Some records:
[BEGIN]
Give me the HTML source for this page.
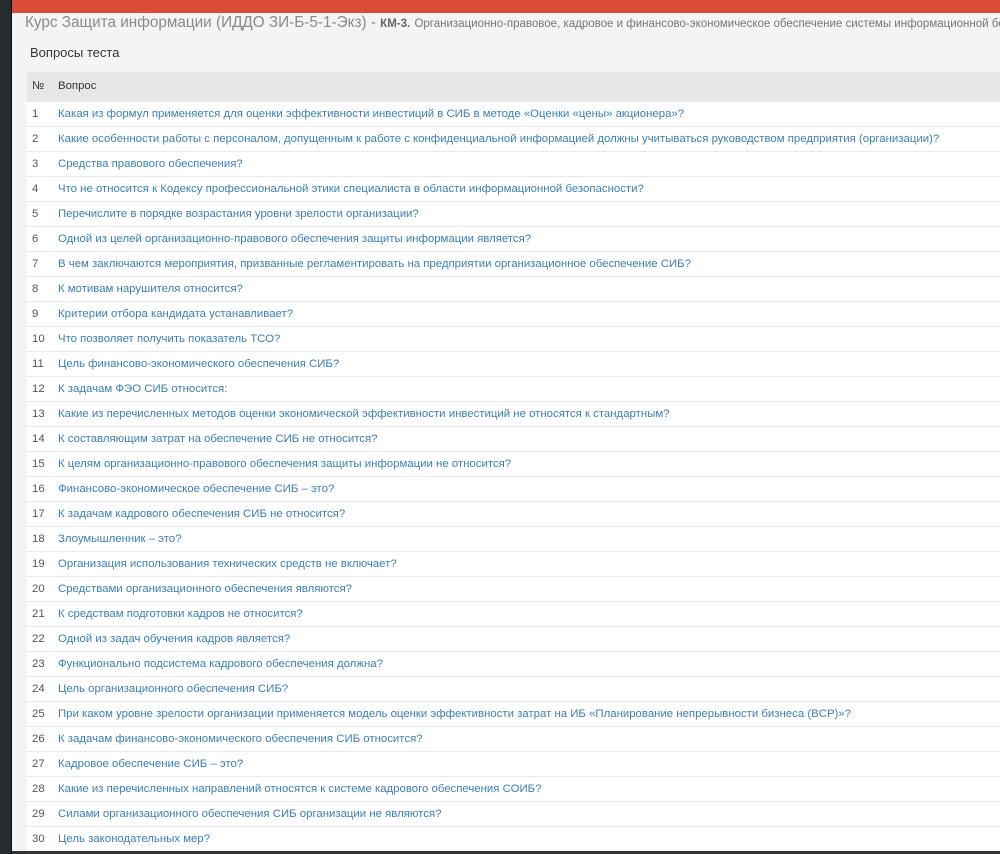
<!DOCTYPE html>
<html><head><meta charset="utf-8"><style>
*{margin:0;padding:0;box-sizing:border-box}
html,body{width:1000px;height:854px;overflow:hidden}
body{background:#f4f4f4;font-family:"Liberation Sans",sans-serif;position:relative}
.side{position:absolute;left:0;top:0;width:11px;height:854px;background:#262b2f}
.side2{position:absolute;left:11px;top:0;width:1px;height:854px;background:#111}
.top{position:absolute;left:12px;top:0;width:988px;height:13px;background:#dc4a38}
.title{position:absolute;left:25px;top:14px;width:975px;overflow:hidden;white-space:nowrap;font-size:15.3px;color:#8a8a8a}
.title b{font-size:11.5px;color:#666;font-weight:bold}
.title span{font-size:11.5px;color:#777}
.sub{position:absolute;left:30px;top:45px;font-size:13px;color:#333}
.wrap{position:absolute;left:27px;top:72px;width:973px;overflow:hidden}
table{width:973px;border-collapse:collapse;font-size:11.4px;white-space:nowrap}
th{background:#e7e7e7;height:29px;text-align:left;font-weight:normal;color:#333}
td{background:#fff;height:25px;border-top:1px solid #e4ebe8;color:#555}
td:first-child,th:first-child{width:31px;padding-left:5px}
td:nth-child(2){color:#3b7fb6}
.bot{position:absolute;left:12px;top:851px;width:988px;height:3px;background:#333}
</style></head><body>
<div class="side"></div><div class="side2"></div><div class="top"></div>
<div class="title">Курс Защита информации (ИДДО ЗИ-Б-5-1-Экз) - <b>КМ-3.</b> <span>Организационно-правовое, кадровое и финансово-экономическое обеспечение системы информационной безопасности</span></div>
<div class="sub">Вопросы теста</div>
<div class="wrap"><table>
<tr><th>№</th><th>Вопрос</th></tr>
<tr><td>1</td><td>Какая из формул применяется для оценки эффективности инвестиций в СИБ в методе «Оценки «цены» акционера»?</td></tr>
<tr><td>2</td><td>Какие особенности работы с персоналом, допущенным к работе с конфиденциальной информацией должны учитываться руководством предприятия (организации)?</td></tr>
<tr><td>3</td><td>Средства правового обеспечения?</td></tr>
<tr><td>4</td><td>Что не относится к Кодексу профессиональной этики специалиста в области информационной безопасности?</td></tr>
<tr><td>5</td><td>Перечислите в порядке возрастания уровни зрелости организации?</td></tr>
<tr><td>6</td><td>Одной из целей организационно-правового обеспечения защиты информации является?</td></tr>
<tr><td>7</td><td>В чем заключаются мероприятия, призванные регламентировать на предприятии организационное обеспечение СИБ?</td></tr>
<tr><td>8</td><td>К мотивам нарушителя относится?</td></tr>
<tr><td>9</td><td>Критерии отбора кандидата устанавливает?</td></tr>
<tr><td>10</td><td>Что позволяет получить показатель ТСО?</td></tr>
<tr><td>11</td><td>Цель финансово-экономического обеспечения СИБ?</td></tr>
<tr><td>12</td><td>К задачам ФЭО СИБ относится:</td></tr>
<tr><td>13</td><td>Какие из перечисленных методов оценки экономической эффективности инвестиций не относятся к стандартным?</td></tr>
<tr><td>14</td><td>К составляющим затрат на обеспечение СИБ не относится?</td></tr>
<tr><td>15</td><td>К целям организационно-правового обеспечения защиты информации не относится?</td></tr>
<tr><td>16</td><td>Финансово-экономическое обеспечение СИБ – это?</td></tr>
<tr><td>17</td><td>К задачам кадрового обеспечения СИБ не относится?</td></tr>
<tr><td>18</td><td>Злоумышленник – это?</td></tr>
<tr><td>19</td><td>Организация использования технических средств не включает?</td></tr>
<tr><td>20</td><td>Средствами организационного обеспечения являются?</td></tr>
<tr><td>21</td><td>К средствам подготовки кадров не относится?</td></tr>
<tr><td>22</td><td>Одной из задач обучения кадров является?</td></tr>
<tr><td>23</td><td>Функционально подсистема кадрового обеспечения должна?</td></tr>
<tr><td>24</td><td>Цель организационного обеспечения СИБ?</td></tr>
<tr><td>25</td><td>При каком уровне зрелости организации применяется модель оценки эффективности затрат на ИБ «Планирование непрерывности бизнеса (BCP)»?</td></tr>
<tr><td>26</td><td>К задачам финансово-экономического обеспечения СИБ относится?</td></tr>
<tr><td>27</td><td>Кадровое обеспечение СИБ – это?</td></tr>
<tr><td>28</td><td>Какие из перечисленных направлений относятся к системе кадрового обеспечения СОИБ?</td></tr>
<tr><td>29</td><td>Силами организационного обеспечения СИБ организации не являются?</td></tr>
<tr><td>30</td><td>Цель законодательных мер?</td></tr>
</table></div>
<div class="bot"></div>
</body></html>
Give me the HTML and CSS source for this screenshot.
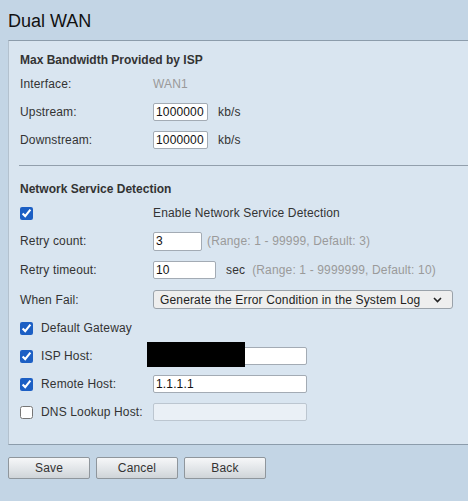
FILE: index.html
```html
<!DOCTYPE html>
<html lang="en">
<head>
    <meta charset="UTF-8">
    <meta name="viewport" content="width=device-width, initial-scale=1.0">
    <title>Dual WAN</title>
    <link rel="stylesheet" href="styles.css">
</head>
<body>
    <h1 class="page-title">Dual WAN</h1>

    <div class="panel">
        <div class="section">
            <h2 class="section-title">Max Bandwidth Provided by ISP</h2>
            <div class="row">
                <span class="label">Interface:</span>
                <span class="muted">WAN1</span>
            </div>
            <div class="row">
                <span class="label">Upstream:</span>
                <input type="text" class="field field-bw" value="1000000">
                <span class="unit">kb/s</span>
            </div>
            <div class="row">
                <span class="label">Downstream:</span>
                <input type="text" class="field field-bw" value="1000000">
                <span class="unit">kb/s</span>
            </div>
        </div>

        <div class="section section-split">
            <h2 class="section-title">Network Service Detection</h2>
            <div class="row">
                <span class="label"><input type="checkbox" class="check" checked></span>
                <span>Enable Network Service Detection</span>
            </div>
            <div class="row">
                <span class="label">Retry count:</span>
                <input type="text" class="field field-count" value="3">
                <span class="hint hint-near">(Range: 1 - 99999, Default: 3)</span>
            </div>
            <div class="row row-tall">
                <span class="label">Retry timeout:</span>
                <input type="text" class="field field-timeout" value="10">
                <span class="unit">sec</span>
                <span class="hint">(Range: 1 - 9999999, Default: 10)</span>
            </div>
            <div class="row row-fail">
                <span class="label">When Fail:</span>
                <div class="select-wrap">
                    <select class="select">
                        <option>Generate the Error Condition in the System Log</option>
                    </select>
                    <svg class="chevron" width="9" height="6" viewBox="0 0 9 6">
                        <path d="M1 1 L4.5 4.5 L8 1" fill="none" stroke="#222" stroke-width="1.6"/>
                    </svg>
                </div>
            </div>
            <div class="row">
                <label class="label check-label"><input type="checkbox" class="check" checked>Default Gateway</label>
            </div>
            <div class="row">
                <label class="label check-label"><input type="checkbox" class="check" checked>ISP Host:</label>
                <div class="redact-wrap">
                    <input type="text" class="field field-host" value="">
                    <span class="redact"></span>
                </div>
            </div>
            <div class="row">
                <label class="label check-label"><input type="checkbox" class="check" checked>Remote Host:</label>
                <input type="text" class="field field-host" value="1.1.1.1">
            </div>
            <div class="row">
                <label class="label check-label"><input type="checkbox" class="check">DNS Lookup Host:</label>
                <input type="text" class="field field-host" value="" disabled>
            </div>
        </div>
    </div>

    <div class="actions">
        <button class="btn">Save</button>
        <button class="btn">Cancel</button>
        <button class="btn">Back</button>
    </div>
</body>
</html>
```

FILE: styles.css
```css
* {
    box-sizing: border-box;
}

body {
    margin: 0;
    background: #c3d5e5;
    font-family: "Liberation Sans", Arial, sans-serif;
    font-size: 12px;
    letter-spacing: 0.15px;
    color: #333;
    overflow: hidden;
}

.page-title {
    margin: 11px 0 8px 8px;
    font-size: 18px;
    line-height: 21px;
    font-weight: normal;
    letter-spacing: 0;
    color: #111;
}

/* main content panel, runs off the right edge */
.panel {
    margin-left: 8px;
    padding-left: 10px;
    background: #d9e5f0;
    border-top: 1px solid #8c9cab;
    border-left: 1px solid #b3c1ce;
    border-bottom: 1px solid #8c9cab;
}

.section {
    padding: 9px 0 11px 1px;
}

.section-split {
    border-top: 1px solid #929fac;
    padding: 13px 0 18px 1px;
}

.section-title {
    margin: 0;
    font-size: 12px;
    line-height: 20px;
    font-weight: bold;
    letter-spacing: 0;
    color: #333;
}

.row {
    display: flex;
    align-items: center;
    height: 28px;
}

.row-tall {
    height: 30px;
}

.row-fail {
    height: 29px;
}

.label {
    width: 133px;
    flex-shrink: 0;
    display: flex;
    align-items: center;
}

.muted {
    color: #999;
}

.check {
    width: 13px;
    height: 13px;
    margin: 0 8px 0 0;
    accent-color: #1c5fc4;
}

.check-label {
    cursor: pointer;
}

.field {
    height: 18px;
    padding: 0 2px;
    border: 1px solid #a3abb4;
    border-radius: 2px;
    background: #fff;
    font-family: "Liberation Sans", Arial, sans-serif;
    font-size: 12px;
    letter-spacing: 0.15px;
    color: #111;
}

.field:disabled {
    background: #eaf0f6;
    border-color: #bcc6d0;
}

.field-bw {
    width: 55px;
}

.field-count {
    width: 49px;
    height: 19px;
}

.field-timeout {
    width: 63px;
}

.field-host {
    width: 154px;
}

.unit {
    margin-left: 10px;
}

.hint {
    margin-left: 7px;
    color: #9a9a9a;
}

.hint-near {
    margin-left: 5px;
}

.select-wrap {
    position: relative;
}

.select {
    appearance: none;
    width: 300px;
    height: 19px;
    padding: 0 0 0 6px;
    border: 1px solid #9aa2aa;
    border-radius: 3px;
    background: #eeeeee;
    font-family: "Liberation Sans", Arial, sans-serif;
    font-size: 12px;
    letter-spacing: 0.15px;
    color: #222;
}

.chevron {
    position: absolute;
    right: 11px;
    top: 7px;
    pointer-events: none;
}

.redact-wrap {
    position: relative;
    display: flex;
}

/* blacked-out value */
.redact {
    position: absolute;
    left: -6px;
    top: -5px;
    width: 98px;
    height: 25px;
    background: #000;
}

.actions {
    display: flex;
    gap: 6px;
    margin: 12px 0 0 8px;
}

.btn {
    width: 82px;
    height: 22px;
    border: 1px solid #8f969c;
    border-radius: 2px;
    background: linear-gradient(#f6f7f8, #dfe3e6 60%, #cfd4d8);
    font-family: "Liberation Sans", Arial, sans-serif;
    font-size: 12px;
    letter-spacing: 0.15px;
    color: #333;
    cursor: pointer;
}
```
[END]
** Given problem **
Which lines hold the word "page"? Return all of them from the records above.

** Full solution **
Give me the HTML source for this page.
    <h1 class="page-title">Dual WAN</h1>
.page-title {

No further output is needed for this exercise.